_The input_
---------------

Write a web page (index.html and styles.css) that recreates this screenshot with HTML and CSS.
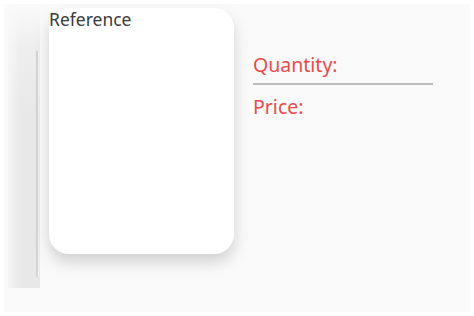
FILE: index.html
```html
<!DOCTYPE html>
<html>
<head>
<meta charset="utf-8">
<link rel="stylesheet" href="styles.css">
</head>
<body>
<div class="frame">
  <div class="rail"><div class="rail-line"></div></div>
  <div class="card">
    <div class="card-title">Reference</div>
  </div>
  <div class="fields">
    <div class="field">Quantity:</div>
    <div class="divider"></div>
    <div class="field">Price:</div>
  </div>
</div>
</body>
</html>
```
FILE: styles.css
```css
html, body {
  margin: 0;
  padding: 0;
  background: #ffffff;
}
body {
  font-family: "Noto Sans", "Open Sans", sans-serif;
}
.frame {
  margin: 4px;
  width: 466px;
  height: 308px;
  background: #fafafa;
  display: flex;
  align-items: flex-start;
}
.rail {
  margin-left: 4px;
  width: 32px;
  height: 284px;
  background:
    linear-gradient(to right, rgba(250, 250, 250, 0.7) 0%, rgba(250, 250, 250, 0) 40%),
    linear-gradient(to bottom, #fafafa 0%, #eeeeee 15%, #e8e8e8 40%, #e8e8e8 100%);
  display: flex;
  justify-content: flex-end;
  padding-top: 47px;
  box-sizing: border-box;
  padding-right: 1px;
}
.rail-line {
  width: 2px;
  height: 226px;
  background: #d4d4d4;
  border-right: 1px solid #f6f6f6;
}
.card {
  margin-left: 9px;
  margin-top: 4px;
  width: 185px;
  height: 246px;
  background: #ffffff;
  border-radius: 20px;
  box-shadow: 0 8px 16px rgba(0, 0, 0, 0.17);
}
.card-title {
  font-size: 17.5px;
  line-height: 20px;
  color: #3a3a3a;
  margin-top: 1px;
}
.fields {
  margin-left: 19px;
  padding-top: 47px;
  width: 180px;
}
.field {
  font-size: 19.5px;
  line-height: 27px;
  color: #e84b4b;
}
.divider {
  height: 2px;
  background: #bdbdbd;
  margin-top: 5px;
  margin-bottom: 8px;
}
```
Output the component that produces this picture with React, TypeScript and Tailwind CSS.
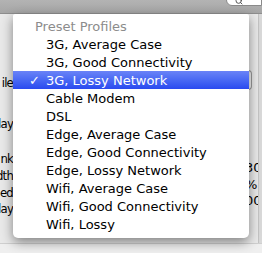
import { Search } from 'lucide-react';

const items = [
    '3G, Average Case',
    '3G, Good Connectivity',
    '3G, Lossy Network',
    'Cable Modem',
    'DSL',
    'Edge, Average Case',
    'Edge, Good Connectivity',
    'Edge, Lossy Network',
    'Wifi, Average Case',
    'Wifi, Good Connectivity',
    'Wifi, Lossy',
];

const selected = '3G, Lossy Network';

export default function App() {
    return (
        <div className="relative w-[262px] h-[253px] overflow-hidden bg-[#e9e9e9] text-[13px] leading-none text-black font-['DejaVu_Sans',sans-serif]">
            {/* Toolbar */}
            <div className="h-[14px] bg-gradient-to-b from-[#b3b3b3] to-[#a6a6a6] border-b border-[#8e8e8e] flex justify-end">
                <div className="w-[36px] h-[7px] -mt-px bg-white rounded-bl-[6px] border border-[#8a8a8a] flex items-end pl-2">
                    <Search size={8} strokeWidth={3} className="text-[#555]" />
                </div>
            </div>

            {/* Window content behind the menu */}
            <div className="flex h-[229px]">
                <div className="w-[13px] flex flex-col items-end text-right whitespace-nowrap tracking-[-0.8px] font-['DejaVu_Sans_Condensed',sans-serif]">
                    <div className="mt-[59px] h-[18px] flex items-center">ile</div>
                    <div className="mt-[23px] h-[18px] flex items-center">lay</div>
                    <div className="mt-[18px] h-[17px] flex items-center">nk</div>
                    <div className="h-[17px] flex items-center">dth</div>
                    <div className="h-[16px] flex items-center">ed</div>
                    <div className="h-[17px] flex items-center">lay</div>
                </div>
                <div className="flex-1" />
                <div className="w-[13px] flex flex-col whitespace-nowrap">
                    <div className="mt-[56px] h-[20px] w-[7px] bg-[#f4f4f4] border border-[#9a9a9a] border-l-0 rounded-r-[4px]" />
                    <div className="mt-[69px] h-[17px] flex items-center">30</div>
                    <div className="h-[16px] flex items-center">%</div>
                    <div className="h-[17px] flex items-center">00</div>
                </div>
                <div className="w-[4px] bg-[#d9d9d9] border-l border-[#c4c4c4]" />
            </div>
            <div className="h-[10px] border-t border-[#cfcfcf] bg-[#efefef]" />

            {/* Popup menu */}
            <div className="absolute left-[13px] top-[14px] w-[236px] pt-[3px] pb-[5px] bg-white rounded-b-[5px] rounded-t-[2px] shadow-[0_4px_12px_rgba(0,0,0,0.45)]">
                <div className="h-[18px] flex items-center pl-[22px] text-[#8c8c8c]">Preset Profiles</div>
                {items.map((item) => {
                    const active = item === selected;
                    return (
                        <div
                            key={item}
                            className={
                                active
                                    ? 'h-[18px] flex items-center bg-gradient-to-b from-[#6a83f7] to-[#2a49ef] text-white'
                                    : 'h-[18px] flex items-center'
                            }
                        >
                            <span className="w-[33px] pl-[16px] font-bold">{active ? '✓' : ''}</span>
                            <span>{item}</span>
                        </div>
                    );
                })}
            </div>
        </div>
    );
}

---------------

_Problem statement_
Report all lines of the data that include the word "this".

_Result of the exercise_
Write a web page (index.html and styles.css) that recreates this screenshot with HTML and CSS.
Output the component that produces this picture with React, TypeScript and Tailwind CSS.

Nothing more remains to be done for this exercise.